In arithmetic mod $4$, you cannot divide by $4$ or $2$. It is like dividing by $0$ in normal arithmetic; you can write the expression but there is no number that is equal to it.
If you divide and multiply by zero you can prove that all numbers are equal. This is of course inconsistent with our normal arithmetic, and also with modular arithmetics. The reason is that you cannot divide by zero.
If you allow division by zero you get the uninteresting arithmetic where there is only a single number.
Note that the second line is a legal equation, and its solutions, by trial and error, are $3$ and $4$.
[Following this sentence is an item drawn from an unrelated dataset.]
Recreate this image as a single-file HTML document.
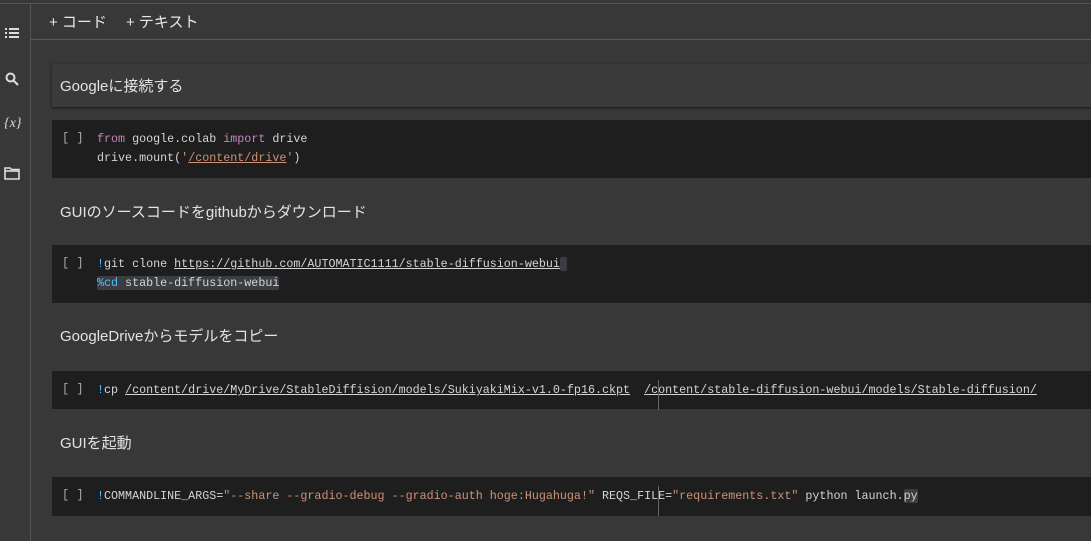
<!DOCTYPE html>
<html><head><meta charset="utf-8"><style>
body{margin:0;width:1091px;height:541px;background:#383838;overflow:hidden;position:relative;font-family:"Liberation Sans","Noto Sans CJK JP",sans-serif;color:#e3e3e3}
.top{position:absolute;left:0;top:0;width:1091px;height:3px;background:#383838;border-bottom:1px solid #555}
.side{position:absolute;left:0;top:4px;width:30px;height:537px;border-right:1px solid #555}
.tb{position:absolute;left:31px;top:4px;right:0;height:35px;border-bottom:1px solid #5a5a5a}
.tb span{position:absolute;top:7px;font-size:15px;color:#e8e8e8}
.h{position:absolute;left:60px;font-size:15px;color:#e3e3e3}
.card{position:absolute;left:52px;top:64px;right:0;height:43px;background:#3a3a3a;box-shadow:0 1px 3px rgba(0,0,0,.6)}
.code{position:absolute;left:52px;right:0;background:#1e1e1e}
.c{position:absolute;left:97px;font-family:"Liberation Mono",monospace;font-size:11.7px;color:#d4d4d4;white-space:pre;line-height:19px}
.br{position:absolute;left:62px;font-family:"Liberation Mono",monospace;font-size:12px;color:#aaa;white-space:pre}
.k{color:#c586c0}.s{color:#ce9178}.u{text-decoration:underline}.b{color:#4fc1ff}
.sel{background:#3a3d41;border-radius:2px}
</style></head><body>
<div class="top"></div>
<div class="side">
<svg style="position:absolute;left:4px;top:22px" width="16" height="14" viewBox="0 0 16 14" fill="#ddd"><rect x="1" y="2" width="2" height="2"/><rect x="5" y="2" width="10" height="2"/><rect x="1" y="6" width="2" height="2"/><rect x="5" y="6" width="10" height="2"/><rect x="1" y="10" width="2" height="2"/><rect x="5" y="10" width="10" height="2"/></svg>
<svg style="position:absolute;left:5px;top:68px" width="14" height="14" viewBox="0 0 14 14" fill="none" stroke="#ddd" stroke-width="2"><circle cx="5.5" cy="5.5" r="4"/><path d="M8.5 8.5L13 13"/></svg>
<div style="position:absolute;left:4px;top:112px;font-size:14px;color:#ddd;font-style:italic;font-family:'Liberation Serif',serif">{<i>x</i>}</div>
<svg style="position:absolute;left:4px;top:162px" width="16" height="14" viewBox="0 0 16 14" fill="none" stroke="#ddd" stroke-width="1.6"><path d="M1 2h5l1.5 1.5H15V13H1z"/><path d="M1 5h14"/></svg>
</div>
<div class="tb"><span style="left:18px">+ コード</span><span style="left:95px">+ テキスト</span></div>
<div class="card"></div>
<div class="h" style="top:75px">Googleに接続する</div>
<div class="code" style="top:120px;height:58px"></div>
<div class="br" style="top:131px">[ ]</div>
<div class="c" style="top:130px"><span class="k">from</span> google.colab <span class="k">import</span> drive
drive.mount(<span class="s">'<span class="u">/content/drive</span>'</span>)</div>
<div class="h" style="top:201px">GUIのソースコードをgithubからダウンロード</div>
<div class="code" style="top:245px;height:58px"></div>
<div class="br" style="top:256px">[ ]</div>
<div class="c" style="top:255px"><span class="b">!</span>git clone <span class="u">https://github.com/AUTOMATIC1111/stable-diffusion-webui</span><span class="sel"> </span>
<span class="sel"><span class="b">%cd</span> stable-diffusion-webui</span></div>
<div class="h" style="top:325px">GoogleDriveからモデルをコピー</div>
<div class="code" style="top:371px;height:38px"></div>
<div class="br" style="top:382px">[ ]</div>
<div class="c" style="top:381px"><span class="b">!</span>cp <span class="u">/content/drive/MyDrive/StableDiffision/models/SukiyakiMix-v1.0-fp16.ckpt</span>  <span class="u">/content/stable-diffusion-webui/models/Stable-diffusion/</span></div>
<div class="h" style="top:432px">GUIを起動</div>
<div class="code" style="top:477px;height:39px"></div>
<div class="br" style="top:488px">[ ]</div>
<div class="c" style="top:487px"><span class="b">!</span>COMMANDLINE_ARGS=<span class="s">"--share --gradio-debug --gradio-auth hoge:Hugahuga!"</span> REQS_FILE=<span class="s">"requirements.txt"</span> python launch.<span class="sel">py</span></div>
<div style="position:absolute;left:658px;top:380px;width:1px;height:30px;background:#666"></div>
<div style="position:absolute;left:658px;top:486px;width:1px;height:30px;background:#666"></div>
</body></html>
Your example is interesting in the way it disguises $0$ as $4$, and also as $2$, since $2=\sqrt{4}=\sqrt{0}=0$.
I hadn't seen an example like this using modular arithmetic.
$(2N+1)^{2} \equiv 1 $
$2N+1 \equiv 1$
This step is wrong, for example: $(2*3+1)^2 \equiv 1$.